The view that the words 'gold coin' are used in a descriptive sense in this bond is further supported by the fact that we find in the English monetary laws as of 1911 a reasonable explanation for the use of the words 'gold coin' with respect to interest payment as distinguished from the principal in this bond. This is also the reason referred to above for refusing to imply the words with respect to the principal.
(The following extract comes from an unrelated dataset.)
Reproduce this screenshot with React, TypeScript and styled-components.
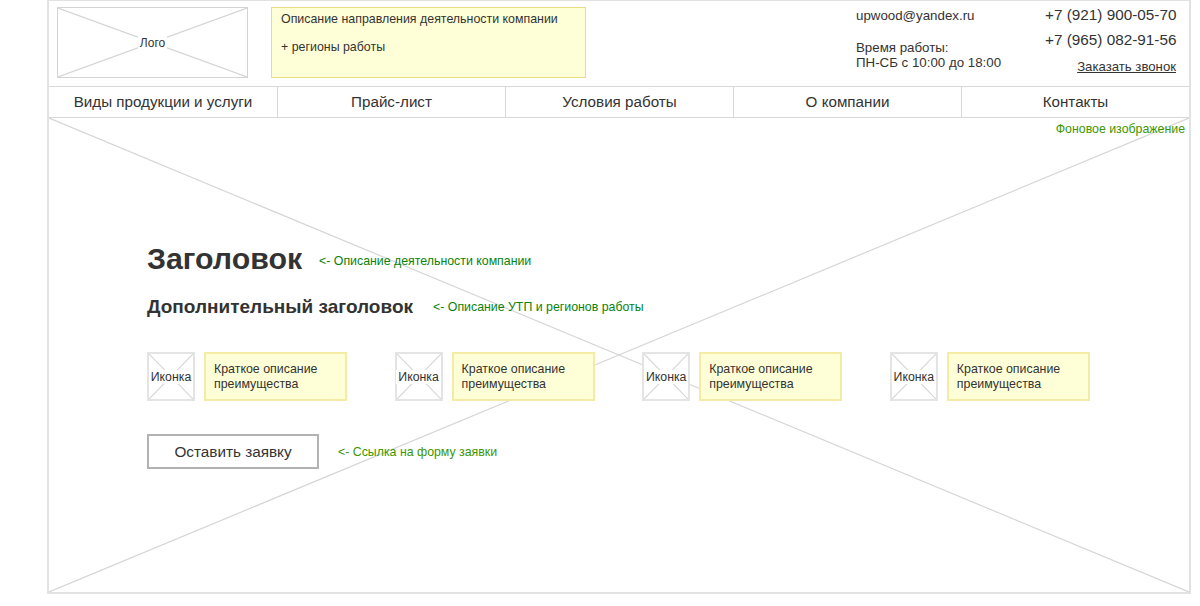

The only money which had to be recognized as legal tender for the discharge of a debt in 1911 in England was bronze coins for the sum of one shilling or less, silver coins for the sum of 40 shillings or less, gold coins (which were coined in 5, 2, 1, 1/2 pound sterling denominations) for any amount, or Bank of England notes for amounts over. The semi-an-nual payments of the bond in suit amount to 5s or 45 shillings. Such an obligation could not be legally discharged in England in 1911 except by the tender of some gold coin. We are mindful of the fact that 5 shillings could not be paid in gold but we do not think it detracts from the significance of the fact that in 1911 a legally correct description of the money to be paid, in discharge of an obligation of or less and more than 40 shillings would have to refer to gold coin.
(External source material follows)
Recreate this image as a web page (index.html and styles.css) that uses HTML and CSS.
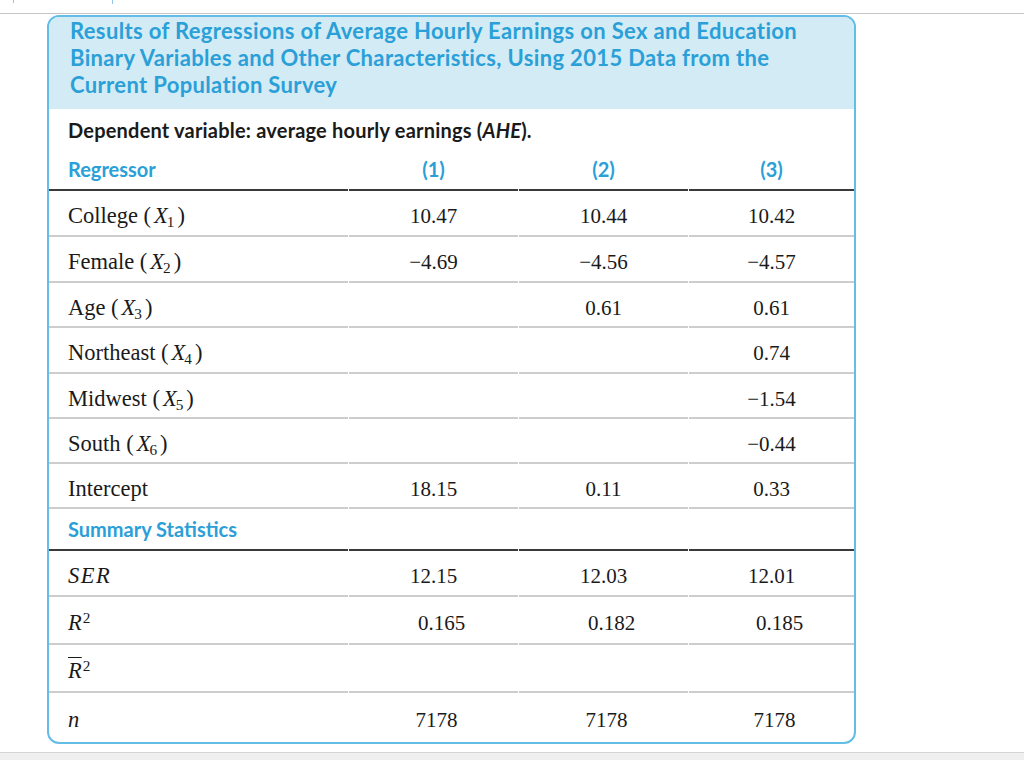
FILE: index.html
```html
<!DOCTYPE html>
<html lang="en">
<head>
<meta charset="utf-8">
<title>Regression results</title>
<link rel="stylesheet" href="styles.css">
</head>
<body>
<div class="topbar"><span class="mark mark-a"></span><span class="mark mark-b"></span></div>
<main class="page">
  <section class="card">
    <header class="card-head">
      <h1 class="card-title">Results of Regressions of Average Hourly Earnings on Sex and Education<br>Binary Variables and Other Characteristics, Using 2015 Data from the<br>Current Population Survey</h1>
    </header>
    <p class="dep">Dependent variable: average hourly earnings (<i>AHE</i>).</p>
    <div class="grid">
      <div class="row head"><div class="c lab">Regressor</div><div class="c">(1)</div><div class="c">(2)</div><div class="c">(3)</div></div>
      <div class="row"><div class="c lab"><span>College (<i class="x">X</i><sub>1</sub>)</span></div><div class="c">10.47</div><div class="c">10.44</div><div class="c">10.42</div></div>
      <div class="row"><div class="c lab"><span>Female (<i class="x">X</i><sub>2</sub>)</span></div><div class="c">−4.69</div><div class="c">−4.56</div><div class="c">−4.57</div></div>
      <div class="row"><div class="c lab"><span>Age (<i class="x">X</i><sub>3</sub>)</span></div><div class="c"></div><div class="c">0.61</div><div class="c">0.61</div></div>
      <div class="row"><div class="c lab"><span>Northeast (<i class="x">X</i><sub>4</sub>)</span></div><div class="c"></div><div class="c"></div><div class="c">0.74</div></div>
      <div class="row"><div class="c lab"><span>Midwest (<i class="x">X</i><sub>5</sub>)</span></div><div class="c"></div><div class="c"></div><div class="c">−1.54</div></div>
      <div class="row"><div class="c lab"><span>South (<i class="x">X</i><sub>6</sub>)</span></div><div class="c"></div><div class="c"></div><div class="c">−0.44</div></div>
      <div class="row"><div class="c lab"><span>Intercept</span></div><div class="c">18.15</div><div class="c">0.11</div><div class="c">0.33</div></div>
      <div class="row sec"><div class="c lab">Summary Statistics</div><div class="c"></div><div class="c"></div><div class="c"></div></div>
      <div class="row"><div class="c lab"><span><i class="ser">SER</i></span></div><div class="c">12.15</div><div class="c">12.03</div><div class="c">12.01</div></div>
      <div class="row"><div class="c lab"><span><i>R</i><sup>2</sup></span></div><div class="c d3">0.165</div><div class="c d3">0.182</div><div class="c d3">0.185</div></div>
      <div class="row"><div class="c lab"><span><i class="bar">R</i><sup>2</sup></span></div><div class="c"></div><div class="c"></div><div class="c"></div></div>
      <div class="row last"><div class="c lab"><span><i>n</i></span></div><div class="c d4">7178</div><div class="c d4">7178</div><div class="c d4">7178</div></div>
    </div>
  </section>
</main>
<div class="band"></div>
</body>
</html>
```

FILE: styles.css
```css
html, body {
  margin: 0;
  padding: 0;
  background: #ffffff;
  overflow: hidden;
}

body {
  width: 1024px;
  height: 760px;
  font-family: "Liberation Serif", "Times New Roman", serif;
  color: #1d1d1d;
}

.topbar {
  height: 13px;
  border-bottom: 1px solid #c6c6c6;
  display: flex;
  align-items: flex-start;
}

.mark {
  display: block;
  width: 1px;
  height: 3px;
  background: #8fc6e4;
}

.mark-a { margin-left: 13px; }
.mark-b { margin-left: 98px; height: 4px; }

.page {
  padding: 1px 0 0 47px;
  height: 737px;
}

.card {
  width: 809px;
  height: 729px;
  box-sizing: border-box;
  border: 2px solid #62bde7;
  border-radius: 12px;
  overflow: hidden;
  background: #ffffff;
}

.card-head {
  background: #d2ebf4;
  height: 92px;
  box-sizing: border-box;
  padding: 0 0 0 21px;
}

.card-title {
  margin: 0;
  font-family: Lato, "Open Sans", sans-serif;
  font-weight: 700;
  font-size: 22px;
  letter-spacing: 0.35px;
  line-height: 27px;
  color: #2b9fd8;
}

.dep {
  margin: 0;
  padding: 10px 0 0 19px;
  font-family: Lato, "Open Sans", sans-serif;
  font-weight: 700;
  font-size: 20px;
  letter-spacing: 0.2px;
  line-height: 22px;
  color: #1a1a1a;
}

.grid {
  display: grid;
  grid-template-columns: 299px 170px 170px 1fr;
  grid-template-rows: 50px 46px 46px 45px 46px 45px 45px 45px 42px 46px 48px 48px 48px;
}

.row {
  display: contents;
}

.c {
  box-sizing: border-box;
  border-bottom: 2px solid #cdcdcd;
  display: flex;
  align-items: center;
  justify-content: center;
  padding-top: 6px;
  font-size: 21px;
  line-height: 22px;
  white-space: nowrap;
  color: #1a1a1a;
}

.c + .c {
  margin-left: 1px;
}

.c.lab {
  justify-content: flex-start;
  padding-left: 19px;
  font-size: 22.5px;
}

.head .c,
.sec .c {
  font-family: Lato, "Open Sans", sans-serif;
  font-weight: 700;
  font-size: 20px;
  color: #2b9fd8;
  border-bottom-color: #3a3a3a;
}

.head .c {
  align-items: flex-end;
  padding-top: 0;
  padding-bottom: 9px;
}

.sec .c {
  padding-top: 0;
}

.last .c {
  border-bottom: none;
}

.d3 { padding-left: 16px; }
.d4 { padding-left: 6px; }

.x {
  margin-left: 3px;
}

.ser {
  letter-spacing: 1.5px;
}

sub {
  font-size: 0.68em;
  line-height: 0;
  vertical-align: -0.28em;
  margin-left: -1px;
  margin-right: 3px;
}

sup {
  font-size: 0.68em;
  line-height: 0;
  vertical-align: 0.48em;
  margin-left: 1px;
}

.bar {
  text-decoration: overline;
  text-decoration-thickness: 1px;
}

.band {
  height: 7px;
  border-top: 1px solid #d4d4d4;
  background: #efefef;
}
```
This interpretation does not explain the use of the word 'like' (nor, in our opinion, does the New Brunswick case give full effect to all the words in the interest clause there), but it is less strained and requires none of the redrafting that plaintiff seeks. The plaintiff would have this Court construe from the words 'like gold coin' their prior use as to the principal, then that the quantity of gold referred to was that contained in the sovereign and, lastly, that the value of the principal and interest to be paid was equated to it. In our opinion neither justice nor English law (we presume they are synonymous) permits such extensive redrafting of a contract by a court.
The defendants' defenses of res adjudicata and the Statute of Limitations, we think, are without substance and disposed of in our findings. All objections and motions to strike on which decision was reserved, are overruled and denied.